Make sure to read and understand the following AWS documentation on best practices:Planning Kubernetes Upgrades with Amazon EKSAmazon EKS - Updating a Cluster
Please also note that there may also be documented changes from Kubernetes to be aware of. For example, the following documentation from Kubernetes outlines a potential issue for those upgrading to v1.21 when using HashiCorp Vaulthttps://kubernetes.io/docs/tasks/configure-pod-container/configure-service-account/#service-account-issuer-discovery
Note: When the master goes down for the upgrade, deployments, services, etc. continue to work as expected. However, anything that requires the Kubernetes API stops working. This means kubectl
stops working, applications that use the Kubernetes API to get information about the cluster stop working, and basically, you can’t make any changes to the cluster while it is being upgraded.
Instructions
Upgrade Master
This can be achieved directly from AWS console, under EKS
section. There’s a Upgrade cluster version
button that can be used to upgrade the master.
If you are using Terraform scripts for managing your cluster, the version can be specified in aws_eks_cluster
resource:
resource "aws_eks_cluster" "aws-eks" {
name = "${var.cluster-name}"
role_arn = "${aws_iam_role.aws-eks-cluster.arn}"
version = "${var.cluster-master-version}"
vpc_config {
security_group_ids = ["${aws_security_group.aws-eks-cluster.id}"]

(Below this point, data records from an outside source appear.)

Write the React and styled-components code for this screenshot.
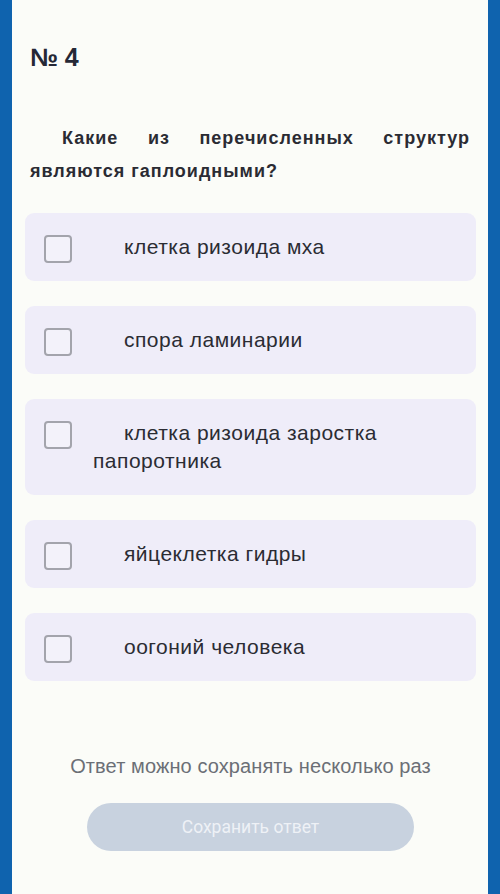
import styled, { createGlobalStyle } from 'styled-components';

const GlobalStyle = createGlobalStyle`
    html, body {
        margin: 0;
        padding: 0;
        background: #0f63ae;
    }
    * {
        box-sizing: border-box;
    }
`;

const options = [
    'клетка ризоида мха',
    'спора ламинарии',
    'клетка ризоида заростка папоротника',
    'яйцеклетка гидры',
    'оогоний человека',
];

const App = () => {
    return (
        <>
            <GlobalStyle />
            <Card>
                <Number>№ 4</Number>
                <Question>
                    Какие из перечисленных структур являются гаплоидными?
                </Question>
                <OptionList>
                    {options.map((text) => (
                        <Option key={text}>
                            <Checkbox />
                            <OptionText>{text}</OptionText>
                        </Option>
                    ))}
                </OptionList>
                <Footer>
                    <Hint>Ответ можно сохранять несколько раз</Hint>
                    <SaveButton disabled>Сохранить ответ</SaveButton>
                </Footer>
            </Card>
        </>
    );
};

const Card = styled.main`
    margin: 0 12px;
    min-height: 894px;
    padding: 42px 12px 40px 13px;
    background: #fbfcf8;
    font-family: 'Liberation Sans', Arial, sans-serif;
    color: #2a2b33;
`;

const Number = styled.h1`
    margin: 0 0 0 5px;
    font-size: 25px;
    line-height: 30px;
    font-weight: 700;
    color: #252836;
`;

const Question = styled.p`
    margin: 50px 6px 0 5px;
    font-size: 18px;
    line-height: 33px;
    font-weight: 700;
    letter-spacing: 1px;
    text-align: justify;
    text-indent: 32px;
    color: #2a2b33;
`;

const OptionList = styled.div`
    display: flex;
    flex-direction: column;
    gap: 25px;
    margin-top: 25px;
`;

const Option = styled.label`
    display: flex;
    align-items: flex-start;
    gap: 21px;
    padding: 20px 19px;
    border-radius: 9px;
    background: #efedf9;
    cursor: pointer;
`;

const Checkbox = styled.span`
    flex: none;
    width: 28px;
    height: 28px;
    margin: 2px 0 -2px;
    border: 2px solid #a3a4ac;
    border-radius: 4px;
    background: #f3f2fa;
`;

const OptionText = styled.span`
    flex: 1;
    font-size: 21px;
    line-height: 28px;
    letter-spacing: 0.5px;
    text-indent: 31px;
    color: #2b2c33;
`;

const Footer = styled.div`
    display: flex;
    flex-direction: column;
    align-items: center;
    margin-top: 72px;
`;

const Hint = styled.p`
    margin: 0;
    font-size: 20px;
    line-height: 26px;
    letter-spacing: 0.1px;
    color: #6b6f76;
`;

const SaveButton = styled.button`
    margin-top: 24px;
    width: 327px;
    height: 48px;
    border: none;
    border-radius: 24px;
    background: #c8d2df;
    color: #eef1f6;
    font-family: Roboto, 'Liberation Sans', sans-serif;
    font-size: 17.5px;
`;

export default App;
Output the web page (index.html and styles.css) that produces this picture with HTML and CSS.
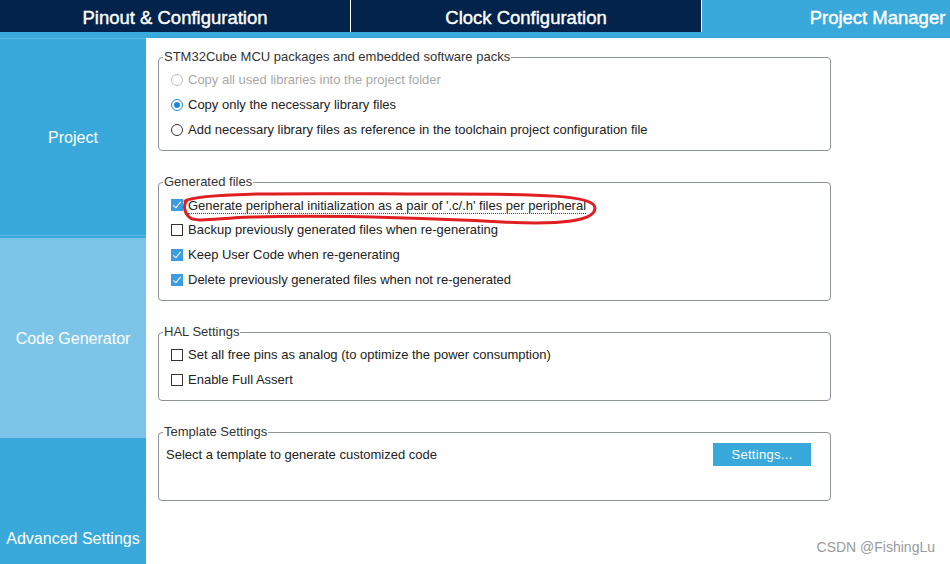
FILE: index.html
```html
<!DOCTYPE html>
<html lang="en">
<head>
    <meta charset="UTF-8">
    <title>Project Manager</title>
    <link rel="stylesheet" href="styles.css">
</head>
<body>
    <div class="tabs">
        <div class="tab">Pinout &amp; Configuration</div>
        <div class="tab">Clock Configuration</div>
        <div class="tab active">Project Manager</div>
    </div>
    <div class="strip"></div>
    <div class="main">
        <ul class="side">
            <li class="first">Project</li>
            <li class="active">Code Generator</li>
            <li>Advanced Settings</li>
        </ul>
        <div class="content">
            <fieldset class="group">
                <legend>STM32Cube MCU packages and embedded software packs</legend>
                <div class="row disabled"><span class="radio"></span>Copy all used libraries into the project folder</div>
                <div class="row"><span class="radio on"></span>Copy only the necessary library files</div>
                <div class="row"><span class="radio"></span>Add necessary library files as reference in the toolchain project configuration file</div>
            </fieldset>

            <fieldset class="group">
                <legend>Generated files</legend>
                <div class="row focus"><span class="check on"></span><span class="label">Generate peripheral initialization as a pair of '.c/.h' files per peripheral</span></div>
                <div class="row"><span class="check"></span>Backup previously generated files when re-generating</div>
                <div class="row"><span class="check on"></span>Keep User Code when re-generating</div>
                <div class="row"><span class="check on"></span>Delete previously generated files when not re-generated</div>
                <svg class="mark" width="430" height="40" viewBox="180 185 430 40">
                    <path d="M188 197 C205 187, 330 190, 450 190 C540 190, 598 191, 598 204 C598 217, 565 221, 505 218 C425 214, 330 211, 255 213 C220 214, 198 219, 192 213 C187 208, 186 201, 190 196" />
                </svg>
            </fieldset>

            <fieldset class="group">
                <legend>HAL Settings</legend>
                <div class="row"><span class="check"></span>Set all free pins as analog (to optimize the power consumption)</div>
                <div class="row"><span class="check"></span>Enable Full Assert</div>
            </fieldset>

            <fieldset class="group template">
                <legend>Template Settings</legend>
                <div class="row plain">
                    <span>Select a template to generate customized code</span>
                    <button class="btn">Settings...</button>
                </div>
            </fieldset>
        </div>
    </div>
    <div class="watermark">CSDN @FishingLu</div>
</body>
</html>
```

FILE: styles.css
```css
body {
    margin: 0;
    width: 950px;
    height: 564px;
    overflow: hidden;
    position: relative;
    font-family: "Liberation Sans", Arial, sans-serif;
    font-size: 13px;
    color: #222;
    background: #fff;
}

.tabs {
    display: flex;
    height: 32px;
    overflow: hidden;
    background: #03234b;
}

.tab {
    flex: 0 0 351px;
    display: flex;
    align-items: center;
    justify-content: center;
    padding-top: 3px;
    box-sizing: border-box;
    color: #fff;
    font-size: 18.5px;
    -webkit-text-stroke: 0.4px #fff;
    border-right: 1px solid #fff;
}

.tab.active {
    background: #39a9dc;
    border-right: none;
}

.strip {
    height: 6px;
    background: #39a9dc;
}

.main {
    display: flex;
}

.side {
    list-style: none;
    margin: 0;
    padding: 0;
    width: 146px;
    flex: none;
    background: #39a9dc;
}

.side > li {
    height: 198px;
    padding-top: 2px;
    display: flex;
    align-items: center;
    justify-content: center;
    background: #39a9dc;
    color: #fff;
    font-size: 16px;
}

.side > li.first {
    height: 194px;
    border-top: 1px solid #5cb9e4;
    border-bottom: 1px solid #5cb9e4;
    margin-bottom: 2px;
}

.side > li.active {
    background: #7dc5e8;
}

.content {
    padding: 11px 0 0 12px;
}

.group {
    position: relative;
    width: 659px;
    margin: 0 0 23px;
    padding: 2px 8px 8px 4px;
    border: 1px solid #8c9298;
    border-radius: 4px;
}

.group legend {
    padding: 0 1px;
    line-height: 16px;
    color: #333;
}

.row {
    display: flex;
    align-items: center;
    height: 25px;
    padding-left: 8px;
}

.row.disabled {
    color: #a8a8a8;
}

.radio,
.check {
    box-sizing: border-box;
    width: 12px;
    height: 12px;
    margin-right: 5px;
    flex: none;
}

.radio {
    border: 1px solid #333;
    border-radius: 50%;
    position: relative;
}

.row.disabled .radio {
    border-color: #bcbcbc;
}

.radio.on {
    border-color: #1e88d8;
}

.radio.on::after {
    content: '';
    position: absolute;
    left: 2px;
    top: 2px;
    width: 6px;
    height: 6px;
    border-radius: 50%;
    background: #1e88d8;
}

.check {
    border: 1px solid #333;
    position: relative;
}

.check.on {
    border-color: #3c9ce0;
    background: #3c9ce0;
}

.check.on::after {
    content: '';
    position: absolute;
    left: 3px;
    top: 0px;
    width: 3px;
    height: 7px;
    border-right: 1.5px solid #fff;
    border-bottom: 1.5px solid #fff;
    transform: rotate(40deg);
}

.row.focus .label {
    border-bottom: 1px dotted #444;
    line-height: 15px;
    margin-top: 2px;
}

.mark {
    position: absolute;
    left: 18px;
    top: -1px;
    pointer-events: none;
}

.mark path {
    fill: none;
    stroke: #e01f22;
    stroke-width: 3;
    stroke-linecap: round;
}

.template {
    padding-bottom: 33px;
}

.row.plain {
    padding-left: 3px;
    justify-content: space-between;
    padding-right: 11px;
}

.btn {
    width: 98px;
    height: 23px;
    border: none;
    background: #39a9dc;
    color: #fff;
    font-family: "Liberation Sans", Arial, sans-serif;
    font-size: 13px;
    letter-spacing: 0.3px;
    padding: 0;
}

.watermark {
    position: absolute;
    right: 15px;
    bottom: 9px;
    font-size: 14px;
    color: #9a9a9a;
}
```
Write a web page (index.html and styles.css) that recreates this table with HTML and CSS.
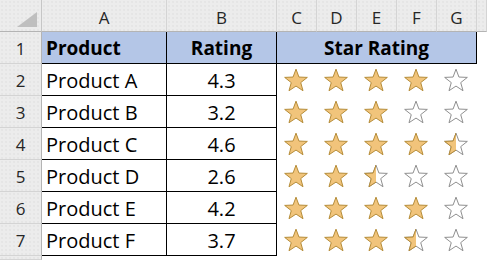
FILE: index.html
```html
<!DOCTYPE html>
<html lang="en">
<head>
  <meta charset="UTF-8" />
  <title>Star Rating</title>
  <link rel="stylesheet" href="styles.css">
</head>
<body>

<svg class="defs" width="0" height="0">
  <defs>
    <path id="star" d="M12 2 L14.7 9.28 L22.46 9.6 L16.37 14.42 L18.47 21.9 L12 17.6 L5.53 21.9 L7.63 14.42 L1.54 9.6 L9.3 9.28 Z" />
    <clipPath id="left-half"><rect x="0" y="0" width="12" height="24" /></clipPath>
  </defs>
</svg>

<div class="sheet" id="sheet">
  <div class="corner"><span class="tri"></span></div>
  <div class="col-head">A</div>
  <div class="col-head">B</div>
  <div class="col-head">C</div>
  <div class="col-head">D</div>
  <div class="col-head">E</div>
  <div class="col-head">F</div>
  <div class="col-head">G</div>
  <div class="col-head"></div>

  <div class="row-head">1</div>
  <div class="cell title boxed">Product</div>
  <div class="cell title boxed center">Rating</div>
  <div class="cell title boxed center merged">Star Rating</div>
  <div class="cell"></div>
</div>

<script>
  const products = [
    ['Product A', 4.3],
    ['Product B', 3.2],
    ['Product C', 4.6],
    ['Product D', 2.6],
    ['Product E', 4.2],
    ['Product F', 3.7]
  ];

  const sheet = document.getElementById('sheet');

  function cell(cls, html) {
    const div = document.createElement('div');
    div.className = cls;
    div.innerHTML = html;
    sheet.appendChild(div);
  }

  function star(kind) {
    let inner = '';
    if (kind === 'full') {
      inner = '<use href="#star" class="full" />';
    } else if (kind === 'half') {
      inner = '<use href="#star" class="empty" /><use href="#star" class="full" clip-path="url(#left-half)" />';
    } else {
      inner = '<use href="#star" class="empty" />';
    }
    return '<svg class="star" viewBox="0 0 24 24">' + inner + '</svg>';
  }

  products.forEach(function (p, i) {
    // icon set rule: full when >= n, half when >= n - 0.5
    const stepped = Math.floor(p[1] * 2) / 2;
    cell('row-head', i + 2);
    cell('cell boxed', p[0]);
    cell('cell boxed center', p[1].toFixed(1));
    for (let s = 1; s <= 5; s++) {
      let kind = 'empty';
      if (stepped >= s) kind = 'full';
      else if (stepped >= s - 0.5) kind = 'half';
      cell('cell star-cell', star(kind));
    }
    cell('cell', '');
  });

  cell('row-head', '');
  for (let c = 0; c < 8; c++) cell('cell', '');
</script>

</body>
</html>
```

FILE: styles.css
```css
body {
  margin: 0;
  background: #fff;
  font-family: 'Open Sans', 'Liberation Sans', sans-serif;
  color: #000;
}
.defs {
  position: absolute;
}
.sheet {
  display: grid;
  grid-template-columns: 42px 125px 110px repeat(5, 40px) 1fr;
  grid-template-rows: 32px repeat(7, 32px) 1fr;
  width: 487px;
  height: 260px;
  overflow: hidden;
}
.corner,
.col-head,
.row-head {
  background-color: #ececec;
  background-image: radial-gradient(#dcdcdc 0.6px, transparent 0.8px);
  background-size: 4px 4px;
  color: #262626;
  font-size: 17px;
}
.corner {
  position: relative;
  border-right: 1px solid #c6c6c6;
  border-bottom: 1px solid #b4b4b4;
}
.tri {
  position: absolute;
  right: 4px;
  bottom: 4px;
  width: 0;
  height: 0;
  border-left: 20px solid transparent;
  border-bottom: 15px solid #bfbfbf;
}
.col-head {
  display: flex;
  align-items: flex-end;
  justify-content: center;
  padding-bottom: 2px;
  border-right: 1px solid #d4d4d4;
  border-bottom: 1px solid #b4b4b4;
}
.row-head {
  display: flex;
  align-items: center;
  justify-content: center;
  padding-top: 1px;
  border-right: 1px solid #b4b4b4;
  border-bottom: 1px solid #d4d4d4;
}
.cell {
  display: flex;
  align-items: center;
  padding: 1px 0 0 4px;
  font-size: 20px;
  white-space: nowrap;
}
.boxed {
  border-right: 1px solid #000;
  border-bottom: 1px solid #000;
}
.center {
  justify-content: center;
  padding-left: 0;
}
.title {
  background: #b4c6e7;
  font-weight: bold;
  font-size: 19px;
}
.merged {
  grid-column: span 5;
}
.star-cell {
  justify-content: center;
  padding: 0 3px 0 0;
}
.star {
  width: 26px;
  height: 26px;
}
.star .full {
  fill: #f1c47b;
  stroke: #b38a35;
  stroke-width: 0.9;
}
.star .empty {
  fill: #fff;
  stroke: #8c8c8c;
  stroke-width: 0.9;
}
```
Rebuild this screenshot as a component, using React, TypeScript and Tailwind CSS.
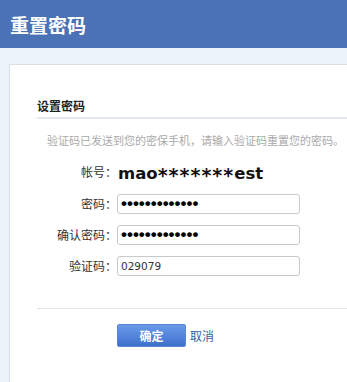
export default function App() {
  const cjk = { fontFamily: '"Noto Sans CJK SC", "DejaVu Sans", sans-serif' };
  return (
    <div className="flex h-[382px] w-[347px] flex-col overflow-hidden bg-[#ecf3fb]" style={cjk}>
      <div className="flex h-12 shrink-0 items-center bg-[#4a72b5] pl-[10px]">
        <h1 className="text-[19px] font-bold leading-none text-white">重置密码</h1>
      </div>

      <div className="ml-[9px] mt-4 flex-1 border-l border-t border-[#dcdfe3] bg-white pl-[27px]">
        <div className="border-b-2 border-[#e3e7ef] pb-[3px] pt-[33px]">
          <h2 className="text-[12px] font-bold leading-4 text-[#222]">设置密码</h2>
        </div>

        <p className="mt-[13px] whitespace-nowrap pl-[10px] text-[11px] leading-4 text-[#a9a9a9]">
          验证码已发送到您的密保手机，请输入验证码重置您的密码。
        </p>

        <div className="mt-[12px] flex flex-col">
          <div className="flex h-6 items-center">
            <span className="w-20 text-right text-[12px] text-[#333]">帐号：</span>
            <span
              className="ml-[1px] text-[16.5px] font-bold text-[#111]"
              style={{ fontFamily: '"DejaVu Sans", sans-serif' }}
            >
              mao
              <span className="relative top-[3px] text-[19px] tracking-[1px]">*******</span>
              est
            </span>
          </div>

          <FormRow label="密码：" className="mt-[10px]">
            <input
              type="password"
              readOnly
              defaultValue="1234567890123"
              className="h-5 w-[183px] rounded-[3px] border border-[#c9c9c9] px-[3px] text-[17px] font-bold leading-none text-black outline-none"
              style={{ fontFamily: '"Liberation Sans", sans-serif' }}
            />
          </FormRow>

          <FormRow label="确认密码：" className="mt-[11px]">
            <input
              type="password"
              readOnly
              defaultValue="1234567890123"
              className="h-5 w-[183px] rounded-[3px] border border-[#c9c9c9] px-[3px] text-[17px] font-bold leading-none text-black outline-none"
              style={{ fontFamily: '"Liberation Sans", sans-serif' }}
            />
          </FormRow>

          <FormRow label="验证码：" className="mt-[11px]">
            <input
              type="text"
              readOnly
              defaultValue="029079"
              className="h-5 w-[183px] rounded-[3px] border border-[#c9c9c9] px-[3px] text-[10.5px] text-[#333] outline-none"
              style={{ fontFamily: '"DejaVu Sans", sans-serif' }}
            />
          </FormRow>
        </div>

        <div className="mt-8 border-t border-[#e5e5e5]" />

        <div className="mt-[15px] flex items-center pl-20">
          <button className="h-[23px] w-[69px] rounded-[2px] border border-[#5a86d6] bg-gradient-to-b from-[#6a9bea] to-[#3e70cb] text-[12px] font-bold text-white">
            确定
          </button>
          <a className="ml-[4px] text-[12px] text-[#34609c]">取消</a>
        </div>
      </div>
    </div>
  );
}

function FormRow({
  label,
  className,
  children,
}: {
  label: string;
  className?: string;
  children: React.ReactNode;
}) {
  return (
    <div className={`flex h-5 items-center ${className ?? ""}`}>
      <span className="w-20 text-right text-[12px] text-[#333]">{label}</span>
      {children}
    </div>
  );
}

subnet_ids = ["${aws_subnet.aws-eks-subnet-1.id}", "${aws_subnet.aws-eks-subnet-2.id}"]
}
depends_on = [
"aws_iam_role_policy_attachment.aws-eks-cluster-AmazonEKSClusterPolicy",
"aws_iam_role_policy_attachment.aws-eks-cluster-AmazonEKSServicePolicy",
"aws_iam_role.aws-eks-cluster"
]
}
Effect: Doing this will only upgrade the master, but EKS worker nodes will not be affected and will continue running normally.
Upgrade EKS Worker Nodes
In this step you actually change the AMI used for the worker nodes in EKS launch configuration, and then double the number of nodes in the cluster in their Auto Scaling Group configuration. If the original cluster had 3 nodes, you increase that to 6 nodes:
If you are using Terraform scripts, these settings are available under image_id of aws_launch_configuration
resource:
resource "aws_launch_configuration" "aws-eks" {
associate_public_ip_address = false
iam_instance_profile = "${aws_iam_instance_profile.aws-eks-node.name}"
image_id = "${data.aws_ami.eks-worker.id}"
instance_type = "${var.ec2-instance-type}"
name_prefix = "${var.cluster-name}-node"
security_groups = ["${aws_security_group.aws-eks-node.id}"]
user_data_base64 = "${base64encode(local.aws-eks-node-userdata)}"
lifecycle {
create_before_destroy = true
}
root_block_device {
volume_size = "50"
}
}
And Auto Scaling Group size is available under max_size and desired_capacity of aws_autoscaling_group
resource:
resource "aws_autoscaling_group" "aws-eks" {
desired_capacity = "${var.desired-ec2-instances}"
launch_configuration = "${aws_launch_configuration.aws-eks.id}"
max_size = "${var.max-ec2-instances}"
min_size = "${var.min-ec2-instances}"
name = "${var.cluster-name}-asg"
vpc_zone_identifier = ["${aws_subnet.aws-eks-subnet-1.id}", "${aws_subnet.aws-eks-subnet-2.id}"]
tag {
key = "Name"
value = "${var.cluster-name}"
propagate_at_launch = true
}
tag {
key = "kubernetes.io/cluster/${var.cluster-name}"
value = "owned"
propagate_at_launch = true
}
depends_on = ["aws_eks_cluster.aws-eks"]
}
Effect: Cluster size will be doubled, new worker nodes will be created with the new version, and old worker nodes will still be running and available with the old version.
Scale Down Auto Scaling Group
After the new nodes are correctly registered and available in kubernetes, it’s time to decrease the Auto Scaling Group to its original size. Effect: All pods in the old nodes will be automatically moved to the new nodes by kubernetes. After Spinnaker pods are restarted, you should be able to continue using Spinnaker as usual.